-------- Material provided --------
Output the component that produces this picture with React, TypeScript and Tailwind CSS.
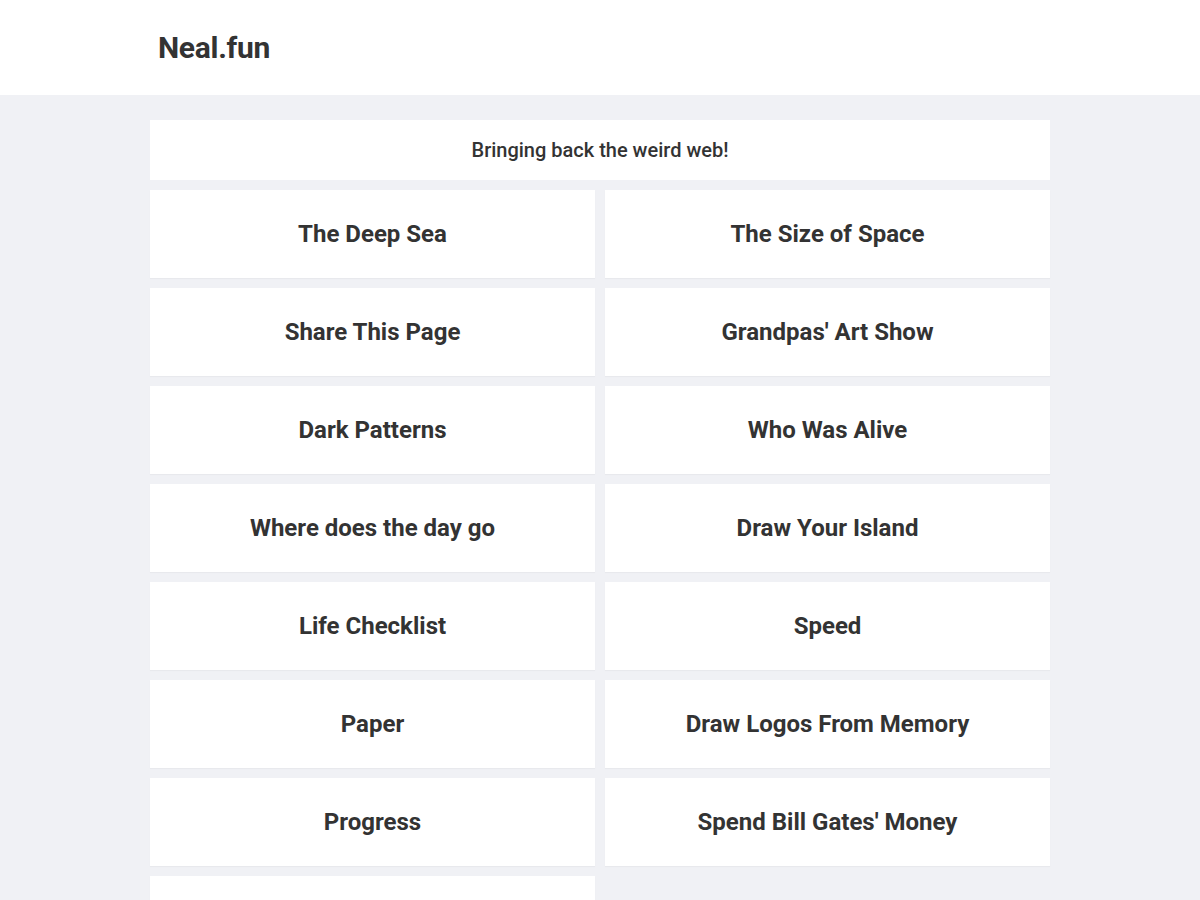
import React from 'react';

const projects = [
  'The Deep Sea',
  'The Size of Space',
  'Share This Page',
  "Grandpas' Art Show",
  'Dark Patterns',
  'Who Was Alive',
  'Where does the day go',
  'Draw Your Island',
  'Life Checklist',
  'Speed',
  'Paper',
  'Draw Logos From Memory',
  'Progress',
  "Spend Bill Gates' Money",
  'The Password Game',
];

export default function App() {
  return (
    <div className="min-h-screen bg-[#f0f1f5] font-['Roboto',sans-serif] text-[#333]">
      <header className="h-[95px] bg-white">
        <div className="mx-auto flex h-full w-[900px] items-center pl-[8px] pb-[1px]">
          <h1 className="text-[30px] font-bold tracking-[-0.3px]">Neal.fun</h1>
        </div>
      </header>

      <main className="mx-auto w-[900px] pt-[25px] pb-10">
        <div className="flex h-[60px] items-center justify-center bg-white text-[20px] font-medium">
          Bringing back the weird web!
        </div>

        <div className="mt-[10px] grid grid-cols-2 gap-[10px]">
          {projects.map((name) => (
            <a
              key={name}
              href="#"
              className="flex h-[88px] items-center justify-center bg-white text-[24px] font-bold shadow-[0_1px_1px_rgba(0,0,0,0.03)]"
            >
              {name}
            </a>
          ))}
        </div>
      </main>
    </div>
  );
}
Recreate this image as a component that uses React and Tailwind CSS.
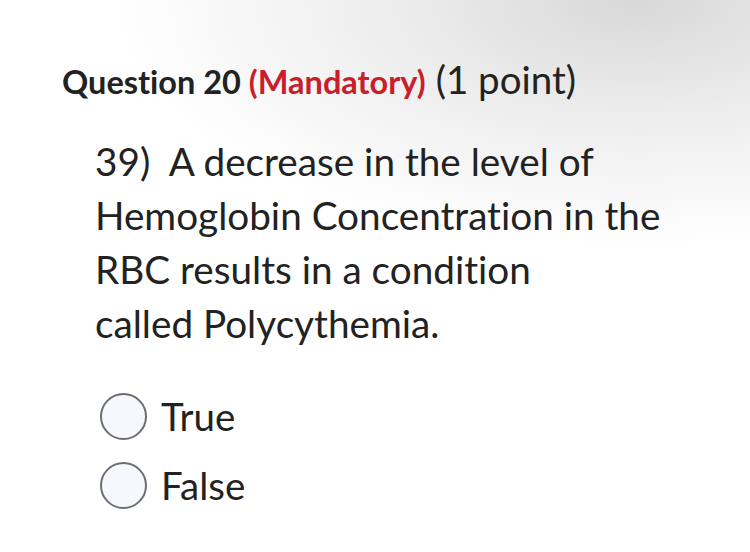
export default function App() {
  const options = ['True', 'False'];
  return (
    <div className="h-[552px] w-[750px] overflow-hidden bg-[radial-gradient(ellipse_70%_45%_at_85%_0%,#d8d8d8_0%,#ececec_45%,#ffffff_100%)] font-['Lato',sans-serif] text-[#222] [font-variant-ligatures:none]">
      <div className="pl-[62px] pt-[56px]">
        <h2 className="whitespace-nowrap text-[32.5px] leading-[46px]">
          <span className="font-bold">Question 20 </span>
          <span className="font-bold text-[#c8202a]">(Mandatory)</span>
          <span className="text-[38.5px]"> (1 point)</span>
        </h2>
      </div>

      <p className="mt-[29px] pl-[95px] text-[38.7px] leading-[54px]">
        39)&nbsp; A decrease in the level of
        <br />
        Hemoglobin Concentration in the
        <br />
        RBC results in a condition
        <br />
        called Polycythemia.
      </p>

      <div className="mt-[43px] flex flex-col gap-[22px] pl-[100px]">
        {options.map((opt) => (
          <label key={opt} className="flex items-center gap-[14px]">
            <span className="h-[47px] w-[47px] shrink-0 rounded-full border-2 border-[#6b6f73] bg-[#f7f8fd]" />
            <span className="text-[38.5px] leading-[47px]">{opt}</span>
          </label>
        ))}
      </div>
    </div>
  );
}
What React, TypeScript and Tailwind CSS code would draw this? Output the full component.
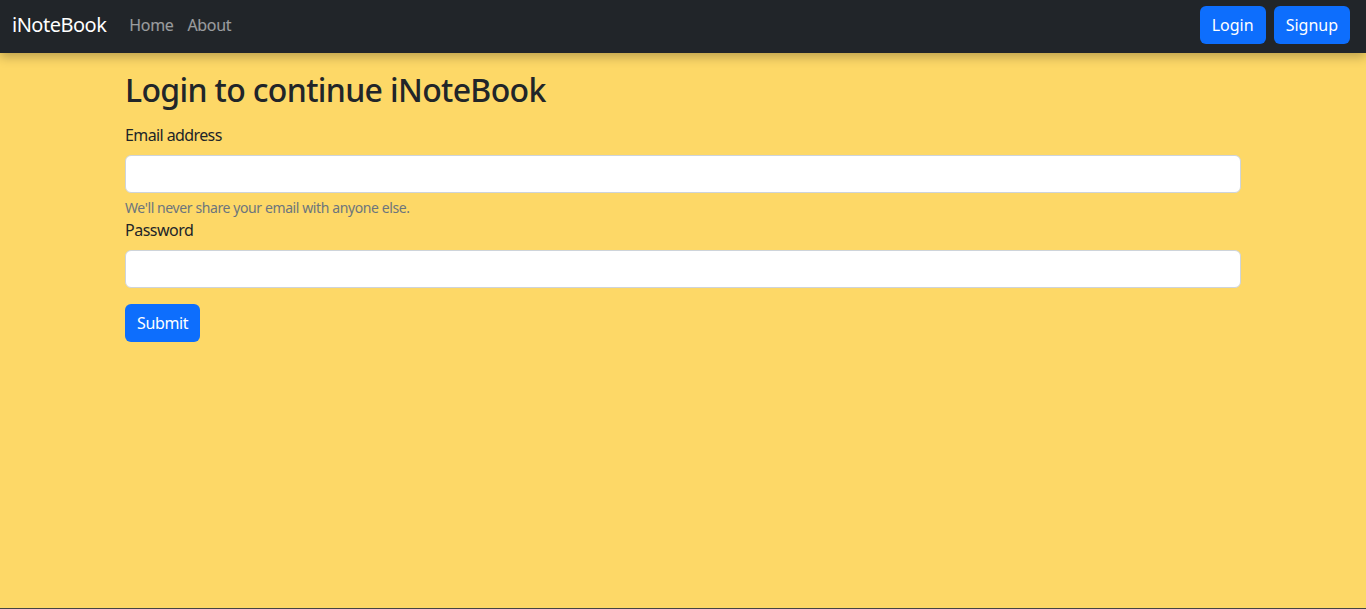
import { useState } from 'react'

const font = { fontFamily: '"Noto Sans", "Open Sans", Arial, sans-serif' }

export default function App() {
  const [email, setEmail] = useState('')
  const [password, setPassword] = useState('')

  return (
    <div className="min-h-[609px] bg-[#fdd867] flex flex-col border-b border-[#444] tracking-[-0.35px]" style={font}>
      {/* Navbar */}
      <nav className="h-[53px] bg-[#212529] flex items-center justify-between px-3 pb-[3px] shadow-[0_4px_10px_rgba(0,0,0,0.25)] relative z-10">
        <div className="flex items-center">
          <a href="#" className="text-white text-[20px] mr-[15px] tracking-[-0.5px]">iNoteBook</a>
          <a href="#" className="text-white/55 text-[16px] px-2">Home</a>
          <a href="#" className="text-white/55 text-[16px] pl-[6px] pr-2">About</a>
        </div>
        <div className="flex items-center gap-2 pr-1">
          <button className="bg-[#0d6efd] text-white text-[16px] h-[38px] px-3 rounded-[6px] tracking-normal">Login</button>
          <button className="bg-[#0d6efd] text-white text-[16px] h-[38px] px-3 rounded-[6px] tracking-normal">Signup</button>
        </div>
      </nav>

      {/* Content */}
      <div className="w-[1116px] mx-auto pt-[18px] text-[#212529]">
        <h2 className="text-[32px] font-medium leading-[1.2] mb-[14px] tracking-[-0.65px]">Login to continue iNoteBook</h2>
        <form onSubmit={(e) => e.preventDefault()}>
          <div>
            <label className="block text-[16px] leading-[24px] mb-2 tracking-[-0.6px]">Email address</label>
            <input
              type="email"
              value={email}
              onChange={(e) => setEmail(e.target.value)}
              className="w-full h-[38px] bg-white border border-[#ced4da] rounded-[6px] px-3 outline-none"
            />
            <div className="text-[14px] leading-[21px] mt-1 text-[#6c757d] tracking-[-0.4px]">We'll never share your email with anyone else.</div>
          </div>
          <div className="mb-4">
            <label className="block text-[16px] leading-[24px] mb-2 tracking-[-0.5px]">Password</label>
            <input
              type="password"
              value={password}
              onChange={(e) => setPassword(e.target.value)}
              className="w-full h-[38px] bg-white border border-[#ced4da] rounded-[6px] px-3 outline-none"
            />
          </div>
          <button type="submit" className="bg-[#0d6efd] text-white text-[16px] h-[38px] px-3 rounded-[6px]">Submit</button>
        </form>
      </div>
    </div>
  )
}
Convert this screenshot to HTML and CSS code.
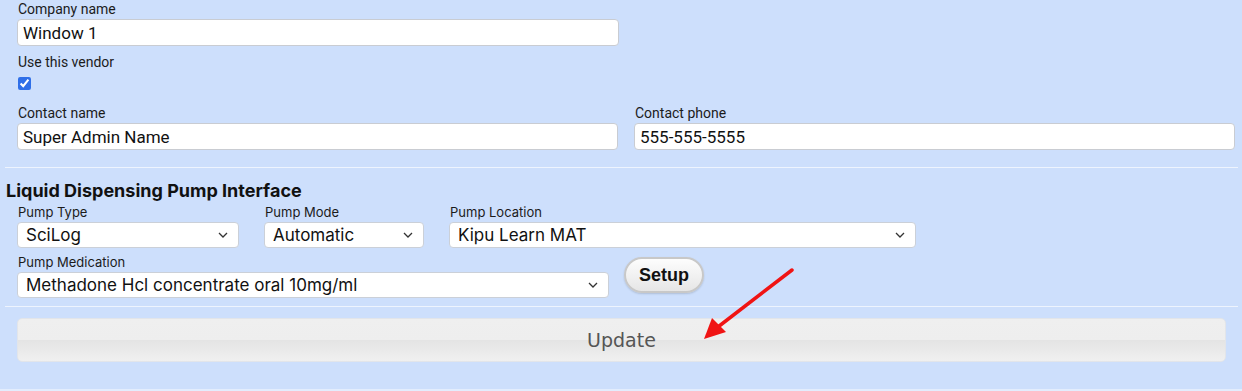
--------
What is expected -
Exclude every picture and copy the remaining data exactly.

The response -
Output the component that produces this picture with React, TypeScript and Tailwind CSS.
import React from 'react';

const projects = [
  'The Deep Sea',
  'The Size of Space',
  'Share This Page',
  "Grandpas' Art Show",
  'Dark Patterns',
  'Who Was Alive',
  'Where does the day go',
  'Draw Your Island',
  'Life Checklist',
  'Speed',
  'Paper',
  'Draw Logos From Memory',
  'Progress',
  "Spend Bill Gates' Money",
  'The Password Game',
];

export default function App() {
  return (
    <div className="min-h-screen bg-[#f0f1f5] font-['Roboto',sans-serif] text-[#333]">
      <header className="h-[95px] bg-white">
        <div className="mx-auto flex h-full w-[900px] items-center pl-[8px] pb-[1px]">
          <h1 className="text-[30px] font-bold tracking-[-0.3px]">Neal.fun</h1>
        </div>
      </header>

      <main className="mx-auto w-[900px] pt-[25px] pb-10">
        <div className="flex h-[60px] items-center justify-center bg-white text-[20px] font-medium">
          Bringing back the weird web!
        </div>

        <div className="mt-[10px] grid grid-cols-2 gap-[10px]">
          {projects.map((name) => (
            <a
              key={name}
              href="#"
              className="flex h-[88px] items-center justify-center bg-white text-[24px] font-bold shadow-[0_1px_1px_rgba(0,0,0,0.03)]"
            >
              {name}
            </a>
          ))}
        </div>
      </main>
    </div>
  );
}
Recreate this image as a component that uses React and Tailwind CSS.
export default function App() {
  const options = ['True', 'False'];
  return (
    <div className="h-[552px] w-[750px] overflow-hidden bg-[radial-gradient(ellipse_70%_45%_at_85%_0%,#d8d8d8_0%,#ececec_45%,#ffffff_100%)] font-['Lato',sans-serif] text-[#222] [font-variant-ligatures:none]">
      <div className="pl-[62px] pt-[56px]">
        <h2 className="whitespace-nowrap text-[32.5px] leading-[46px]">
          <span className="font-bold">Question 20 </span>
          <span className="font-bold text-[#c8202a]">(Mandatory)</span>
          <span className="text-[38.5px]"> (1 point)</span>
        </h2>
      </div>

      <p className="mt-[29px] pl-[95px] text-[38.7px] leading-[54px]">
        39)&nbsp; A decrease in the level of
        <br />
        Hemoglobin Concentration in the
        <br />
        RBC results in a condition
        <br />
        called Polycythemia.
      </p>

      <div className="mt-[43px] flex flex-col gap-[22px] pl-[100px]">
        {options.map((opt) => (
          <label key={opt} className="flex items-center gap-[14px]">
            <span className="h-[47px] w-[47px] shrink-0 rounded-full border-2 border-[#6b6f73] bg-[#f7f8fd]" />
            <span className="text-[38.5px] leading-[47px]">{opt}</span>
          </label>
        ))}
      </div>
    </div>
  );
}
What React, TypeScript and Tailwind CSS code would draw this? Output the full component.
import { useState } from 'react'

const font = { fontFamily: '"Noto Sans", "Open Sans", Arial, sans-serif' }

export default function App() {
  const [email, setEmail] = useState('')
  const [password, setPassword] = useState('')

  return (
    <div className="min-h-[609px] bg-[#fdd867] flex flex-col border-b border-[#444] tracking-[-0.35px]" style={font}>
      {/* Navbar */}
      <nav className="h-[53px] bg-[#212529] flex items-center justify-between px-3 pb-[3px] shadow-[0_4px_10px_rgba(0,0,0,0.25)] relative z-10">
        <div className="flex items-center">
          <a href="#" className="text-white text-[20px] mr-[15px] tracking-[-0.5px]">iNoteBook</a>
          <a href="#" className="text-white/55 text-[16px] px-2">Home</a>
          <a href="#" className="text-white/55 text-[16px] pl-[6px] pr-2">About</a>
        </div>
        <div className="flex items-center gap-2 pr-1">
          <button className="bg-[#0d6efd] text-white text-[16px] h-[38px] px-3 rounded-[6px] tracking-normal">Login</button>
          <button className="bg-[#0d6efd] text-white text-[16px] h-[38px] px-3 rounded-[6px] tracking-normal">Signup</button>
        </div>
      </nav>

      {/* Content */}
      <div className="w-[1116px] mx-auto pt-[18px] text-[#212529]">
        <h2 className="text-[32px] font-medium leading-[1.2] mb-[14px] tracking-[-0.65px]">Login to continue iNoteBook</h2>
        <form onSubmit={(e) => e.preventDefault()}>
          <div>
            <label className="block text-[16px] leading-[24px] mb-2 tracking-[-0.6px]">Email address</label>
            <input
              type="email"
              value={email}
              onChange={(e) => setEmail(e.target.value)}
              className="w-full h-[38px] bg-white border border-[#ced4da] rounded-[6px] px-3 outline-none"
            />
            <div className="text-[14px] leading-[21px] mt-1 text-[#6c757d] tracking-[-0.4px]">We'll never share your email with anyone else.</div>
          </div>
          <div className="mb-4">
            <label className="block text-[16px] leading-[24px] mb-2 tracking-[-0.5px]">Password</label>
            <input
              type="password"
              value={password}
              onChange={(e) => setPassword(e.target.value)}
              className="w-full h-[38px] bg-white border border-[#ced4da] rounded-[6px] px-3 outline-none"
            />
          </div>
          <button type="submit" className="bg-[#0d6efd] text-white text-[16px] h-[38px] px-3 rounded-[6px]">Submit</button>
        </form>
      </div>
    </div>
  )
}
Convert this screenshot to HTML and CSS code.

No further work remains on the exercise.